The ban’s critics argue that a ban has the opposite effect: It feeds the perception that ivory has near-priceless value, because it’s both rare and illegal. Extending the ban on international trade in ivory, they argue, will only further hurt those countries that are already struggling with poverty.

The original ban was enacted in 1990 — just weeks after Leakey’s ivory burn — and proved effective for about 10 years. Starting in 1997, though, CITES granted one-time-only exceptions to Botswana, Zimbabwe and Namibia to sell a limited amount of ivory.

The effect on wild elephant populations was immediate and dramatic, and not in a good way. Illegal trafficking tripled between 1998 and 2011.

The trouble is that when some ivory is legal and other ivory isn’t, it’s impossible to tell the two apart, let alone enforce laws that keep changing every three years, every time CITES meets.

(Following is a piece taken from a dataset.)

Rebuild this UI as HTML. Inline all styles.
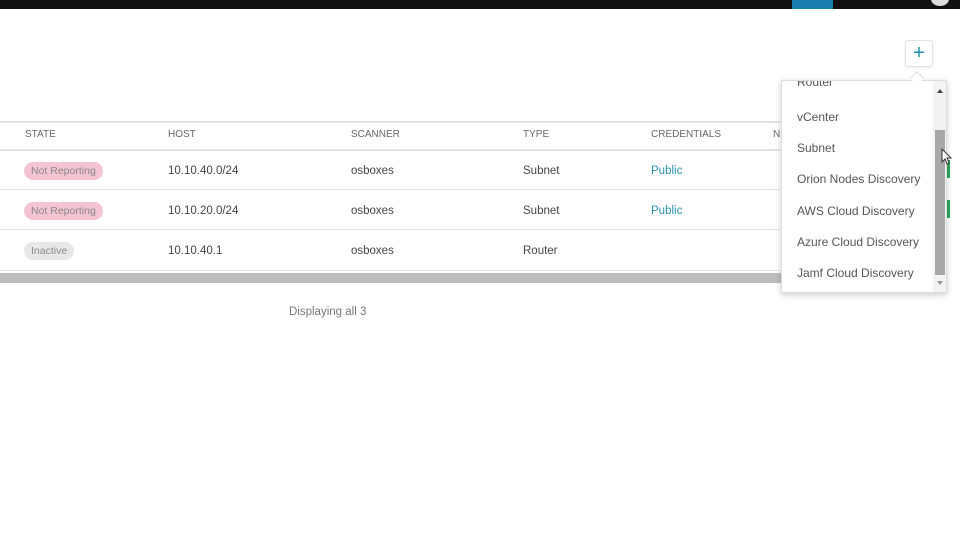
<!DOCTYPE html>
<html><head><meta charset="utf-8"><style>
*{margin:0;padding:0;box-sizing:border-box}
body{width:960px;height:540px;background:#fff;font-family:"Liberation Sans",sans-serif;color:#444;position:relative;overflow:hidden}
.abs{position:absolute}
.top{left:0;top:0;width:960px;height:9px;background:#111}
.hdr{font-size:10px;color:#666;top:129px}
.cell{font-size:11.5px;color:#444}
.pill{font-size:10.5px;border-radius:10px;padding:3px 7px;color:#888}
.pk{background:#f4c4d2}
.gr{background:#e8e8e8}
.line{left:0;width:780px;height:1px;background:#e2e2e2}
.menu{left:781px;top:80px;width:166px;height:213px;background:#fff;border:1px solid #ddd;box-shadow:0 2px 6px rgba(0,0,0,.2);overflow:hidden}
.mi{position:absolute;left:15px;font-size:12px;color:#555}
</style></head><body>
<div class="abs top"></div>
<div class="abs" style="left:792px;top:0;width:41px;height:9px;background:#1a7fae"></div>
<div class="abs" style="left:931px;top:-8px;width:18px;height:14px;border-radius:50%;background:#ddd"></div>

<div class="abs" style="left:905px;top:40px;width:28px;height:27px;border:1px solid #e3e3e3;border-radius:3px;background:#fff;box-shadow:0 1px 2px rgba(0,0,0,.08);color:#1a8caa;font-size:20px;text-align:center;line-height:25px">+</div>

<div class="abs line" style="top:121px;height:2px"></div>
<div class="abs hdr" style="left:25px">STATE</div>
<div class="abs hdr" style="left:168px">HOST</div>
<div class="abs hdr" style="left:351px">SCANNER</div>
<div class="abs hdr" style="left:523px">TYPE</div>
<div class="abs hdr" style="left:651px">CREDENTIALS</div>
<div class="abs hdr" style="left:773px">N</div>
<div class="abs line" style="top:149px;height:2px"></div>

<div class="abs pill pk" style="left:24px;top:162px">Not Reporting</div>
<div class="abs cell" style="left:168px;top:165px">10.10.40.0/24</div>
<div class="abs cell" style="left:351px;top:165px">osboxes</div>
<div class="abs cell" style="left:523px;top:165px">Subnet</div>
<div class="abs cell" style="left:651px;top:165px;color:#2a8fb0">Public</div>
<div class="abs line" style="top:189px"></div>

<div class="abs pill pk" style="left:24px;top:202px">Not Reporting</div>
<div class="abs cell" style="left:168px;top:205px">10.10.20.0/24</div>
<div class="abs cell" style="left:351px;top:205px">osboxes</div>
<div class="abs cell" style="left:523px;top:205px">Subnet</div>
<div class="abs cell" style="left:651px;top:205px;color:#2a8fb0">Public</div>
<div class="abs line" style="top:229px"></div>

<div class="abs pill gr" style="left:24px;top:242px">Inactive</div>
<div class="abs cell" style="left:168px;top:245px">10.10.40.1</div>
<div class="abs cell" style="left:351px;top:245px">osboxes</div>
<div class="abs cell" style="left:523px;top:245px">Router</div>
<div class="abs line" style="top:270px"></div>
<div class="abs" style="left:0;top:273px;width:790px;height:10px;background:#bdbdbd"></div>

<div class="abs" style="left:947px;top:160px;width:3px;height:18px;background:#2eaa5c"></div>
<div class="abs" style="left:947px;top:200px;width:3px;height:18px;background:#2eaa5c"></div>

<div class="abs cell" style="left:289px;top:306px;color:#777">Displaying all 3</div>

<div class="abs" style="left:912px;top:73px;width:10px;height:10px;background:#fff;border-left:1px solid #ddd;border-top:1px solid #ddd;transform:rotate(45deg);z-index:2"></div>
<div class="abs menu">
 <div class="mi" style="top:-6px">Router</div>
 <div class="mi" style="top:29px">vCenter</div>
 <div class="mi" style="top:60px">Subnet</div>
 <div class="mi" style="top:91px">Orion Nodes Discovery</div>
 <div class="mi" style="top:123px">AWS Cloud Discovery</div>
 <div class="mi" style="top:154px">Azure Cloud Discovery</div>
 <div class="mi" style="top:185px">Jamf Cloud Discovery</div>
 <div class="abs" style="left:151px;top:0;width:14px;height:213px;background:#f3f3f3"></div>
 <div class="abs" style="left:153px;top:49px;width:10px;height:145px;background:#a8a8a8"></div>
 <div class="abs" style="left:155px;top:8px;width:0;height:0;border-left:3px solid transparent;border-right:3px solid transparent;border-bottom:4px solid #444"></div>
 <div class="abs" style="left:155px;top:200px;width:0;height:0;border-left:3px solid transparent;border-right:3px solid transparent;border-top:4px solid #999"></div>
</div>
<svg class="abs" style="left:941px;top:148px" width="12" height="18" viewBox="0 0 12 18"><path d="M1 1 L1 14 L4 11 L6 16 L8 15 L6 10 L10 10 Z" fill="#fff" stroke="#333" stroke-width="1"/></svg>
</body></html>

Worse, once you establish a legal market for a supposedly illegal commodity in one part of the world, the rest of the world can be forgiven for asking why it shouldn’t be legal in their part of the world, too.

The result is, quite simply, a mess.

You would think that, with the evidence of 1998-2011 staring them straight in the face, CITES delegates would get it into their heads by now that one-time-only exceptions to the ivory ban just won’t work, and in fact have the opposite effect. When illegal trafficking triples in a 12-year period, something is clearly amiss somewhere.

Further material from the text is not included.